I admit I'm enamored with the cultural mythology of the South and southern belles. Lacking a true debut into society, I don't meet the strictest standards of Southern belledom, but I was saturated in the old ways with an old fashioned upbringing by my older parents. I'm conversant with tent revivals and charm schools, supper on the grounds just outside the church cemetery gates, country club brunches with blue cheese grits souffle and tabasco rich Bloody Marys and fried bologna sandwiches with cooler iced beer from country stores and bait shops, civil rights marches and the art of the thank you note. I know that "bless your heart" can be said with as many different intonations and meanings as "dude." The more I read of the South, the more I explore my family, the more of the South that I experience, the more convinced I am that gumption is really the underlying theme of it all.
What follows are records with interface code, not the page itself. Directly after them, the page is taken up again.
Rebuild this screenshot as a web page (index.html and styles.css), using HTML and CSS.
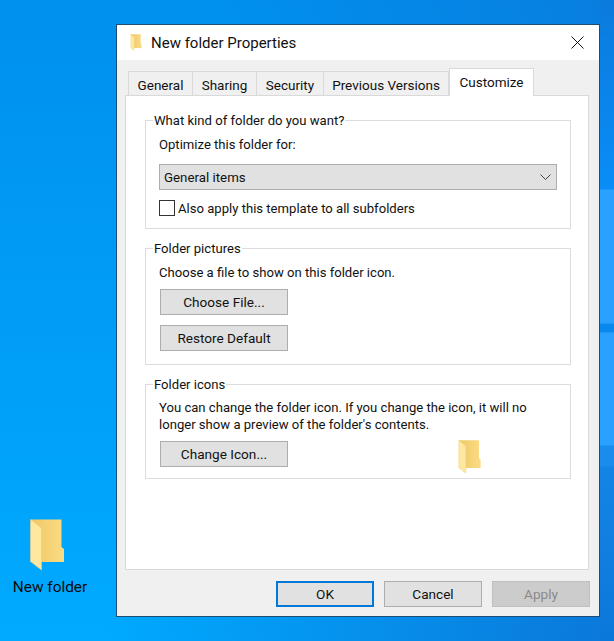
FILE: index.html
```html
<!DOCTYPE html>
<html lang="en">
  <head>
    <meta charset="UTF-8" />
    <title>New folder Properties</title>
    <link rel="stylesheet" href="styles.css">
  </head>
  <body>
    <svg width="0" height="0" class="defs">
      <defs>
        <linearGradient id="folderBack" x1="0" x2="1" y1="0" y2="0">
          <stop offset="0" stop-color="#eec766" />
          <stop offset="1" stop-color="#fbdc84" />
        </linearGradient>
        <symbol id="folder" viewBox="0 0 34 52">
          <path d="M1 0.5H31.5V28L34 30V43H11V35L1 0.5Z" fill="url(#folderBack)" />
          <path d="M0.5 0.5L11.5 9V51L0.5 42.5Z" fill="#fee79f" stroke="#eed08a" stroke-width="0.6" />
        </symbol>
      </defs>
    </svg>

    <div class="desktop-icon">
      <svg class="desktop-folder"><use href="#folder" /></svg>
      <span>New folder</span>
    </div>

    <div class="dialog">
      <div class="title-bar">
        <svg class="title-folder"><use href="#folder" /></svg>
        <span class="title-text">New folder Properties</span>
        <svg class="close-icon" viewBox="0 0 13 13">
          <path d="M0.5 0.5L12.5 12.5M12.5 0.5L0.5 12.5" stroke="#111" fill="none" />
        </svg>
      </div>

      <div class="dialog-body">
        <div class="tabs">
          <div class="tab tab-general">General</div>
          <div class="tab tab-sharing">Sharing</div>
          <div class="tab tab-security">Security</div>
          <div class="tab tab-versions">Previous Versions</div>
          <div class="tab tab-active">Customize</div>
        </div>

        <div class="page">
          <fieldset class="group group-kind">
            <legend>What kind of folder do you want?</legend>
            <p>Optimize this folder for:</p>
            <div class="select">
              <span>General items</span>
              <svg class="chevron" viewBox="0 0 11 6">
                <path d="M0.5 0.5L5.5 5.5L10.5 0.5" stroke="#444" fill="none" />
              </svg>
            </div>
            <label class="check-row">
              <span class="checkbox"></span>
              <span>Also apply this template to all subfolders</span>
            </label>
          </fieldset>

          <fieldset class="group group-pictures">
            <legend>Folder pictures</legend>
            <p>Choose a file to show on this folder icon.</p>
            <div class="btn group-btn">Choose File...</div>
            <div class="btn group-btn">Restore Default</div>
          </fieldset>

          <fieldset class="group group-icons">
            <legend>Folder icons</legend>
            <p>You can change the folder icon. If you change the icon, it will no<br />longer show a preview of the folder's contents.</p>
            <div class="btn group-btn">Change Icon...</div>
            <svg class="preview-folder"><use href="#folder" /></svg>
          </fieldset>
        </div>

        <div class="footer">
          <div class="btn btn-default">OK</div>
          <div class="btn">Cancel</div>
          <div class="btn btn-disabled">Apply</div>
        </div>
      </div>
    </div>
  </body>
</html>
```

FILE: styles.css
```css
* {
  box-sizing: border-box;
  margin: 0;
  padding: 0;
}
html,
body {
  height: 641px;
  overflow: hidden;
}
body {
  position: relative;
  font-family: Roboto, sans-serif;
  font-size: 13.1px;
  color: #111;
  background:
    linear-gradient(180deg, #0b7bdc 0, #0a8df8 189px, #2aa0ff 190px 323px, #0a88ee 324px 332px, #2aa0ff 333px 445px, #1a8cec 446px 466px, #1585e5 467px, #0a78d8 641px) right top / 14px 641px no-repeat,
    linear-gradient(100deg, transparent 30%, #0a7bdc 95%),
    linear-gradient(180deg, #0090ee, #00aaff);
}
.defs {
  position: absolute;
}


.desktop-icon {
  position: absolute;
  left: 0;
  top: 519px;
  width: 100px;
  text-align: center;
  color: #0a0a0a;
  font-size: 15.4px;
}
.desktop-folder {
  display: block;
  width: 34px;
  height: 52px;
  margin: 0 0 7px 30px;
}


.dialog {
  position: absolute;
  left: 116px;
  top: 24px;
  width: 484px;
  height: 593px;
  border: 1px solid #1d4d72;
  background: #f0f0f0;
  display: flex;
  flex-direction: column;
}
.title-bar {
  height: 37px;
  background: #fff;
  display: flex;
  align-items: center;
  padding: 0 15px 0 13px;
}
.title-folder {
  width: 12px;
  height: 17px;
  margin-right: 9px;
}
.title-text {
  flex: 1;
  font-size: 15px;
}
.close-icon {
  width: 13px;
  height: 13px;
}
.dialog-body {
  flex: 1;
  padding: 8px 10px 9px 8px;
  display: flex;
  flex-direction: column;
}


.tabs {
  display: flex;
  height: 27px;
  padding-left: 3px;
  align-items: flex-end;
}
.tab {
  height: 24px;
  border: 1px solid #d9d9d9;
  border-bottom: none;
  border-left: none;
  text-align: center;
  line-height: 26px;
  font-size: 13.5px;
  background: #f0f0f0;
}
.tab-general {
  width: 65px;
  border-left: 1px solid #d9d9d9;
}
.tab-sharing {
  width: 64px;
}
.tab-security {
  width: 67px;
}
.tab-versions {
  width: 125px;
}
.tab-active {
  width: 85px;
  height: 28px;
  margin-bottom: -1px;
  line-height: 27px;
  border-left: 1px solid #d9d9d9;
  background: #fff;
  position: relative;
  z-index: 1;
}
.page {
  height: 475px;
  width: 464px;
  background: #fff;
  border: 1px solid #d9d9d9;
  padding: 14px 17px 0 19px;
  display: flex;
  flex-direction: column;
}


.group {
  border: 1px solid #dcdcdc;
  padding: 0 13px;
  position: relative;
  min-width: 0;
}
.group legend {
  margin-left: -6px;
  padding: 2px 1px 0;
  line-height: 18px;
}
.group p {
  line-height: 17px;
}
.group-kind {
  height: 119px;
}
.group-pictures {
  height: 127px;
  margin-top: 9px;
}
.group-icons {
  height: 105px;
  margin-top: 9px;
}
.group-kind p,
.group-pictures p {
  margin-top: 6px;
}
.group-icons p {
  margin-top: 5px;
}


.select {
  margin-top: 11px;
  height: 26px;
  background: #e1e1e1;
  border: 1px solid #adadad;
  display: flex;
  align-items: center;
  justify-content: space-between;
  padding: 0 5px 0 4px;
  font-size: 13.3px;
}
.chevron {
  width: 11px;
  height: 6px;
}
.check-row {
  display: flex;
  align-items: center;
  gap: 3px;
  margin-top: 10px;
}
.checkbox {
  width: 16px;
  height: 16px;
  background: #fff;
  border: 1px solid #333;
}


.btn {
  height: 26px;
  width: 98px;
  background: #e1e1e1;
  border: 1px solid #adadad;
  text-align: center;
  line-height: 24px;
  font-size: 13.6px;
}
.group-btn {
  width: 128px;
  margin: 10px 0 0 1px;
}
p + .group-btn {
  margin-top: 8px;
}
.preview-folder {
  position: absolute;
  left: 312px;
  top: 46px;
  width: 23px;
  height: 34px;
}
.footer {
  display: flex;
  justify-content: flex-end;
  gap: 10px;
  margin-top: 11px;
  margin-right: -1px;
}
.btn-default {
  border: 2px solid #0078d7;
  line-height: 22px;
}
.btn-disabled {
  background: #cccccc;
  border-color: #bfbfbf;
  color: #8a8a8a;
}
```
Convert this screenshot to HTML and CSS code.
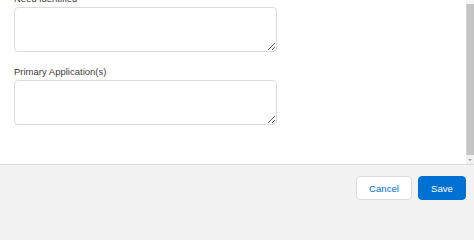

I've written before of my little fireball of a mother. A beauty who traveled through five continents, she could navigate a social situation that would send me traveling to the nearest corner to hide. She said whatever was on her mind as directly and bluntly as possible with a smile on her face and a twinkle in her eye. People loved it and her. I look at my mother-in-law who literally spent her youth chopping cotton on the farm which is now a place where my family can play. She worked her way from the cotton fields to the offices of national politicians who wanted her in their election campaigns. I look at my grandmother who managed a 600 acre tobacco farm by herself in the Depression while raising my father and uncle to be two of the finest men anyone could know. Each of these women could be a page turning, Southern genre book herself, without any literary embellishment. Then I look at myself, wilted by the heat when I don't have physical labor to do, procrastinating opening the mail because I don't want to tackle the problems that might lie there, sometimes hesitant to even talk to people because I fear judgment, sometimes hesitant to write because I don't think I have anything of value to say.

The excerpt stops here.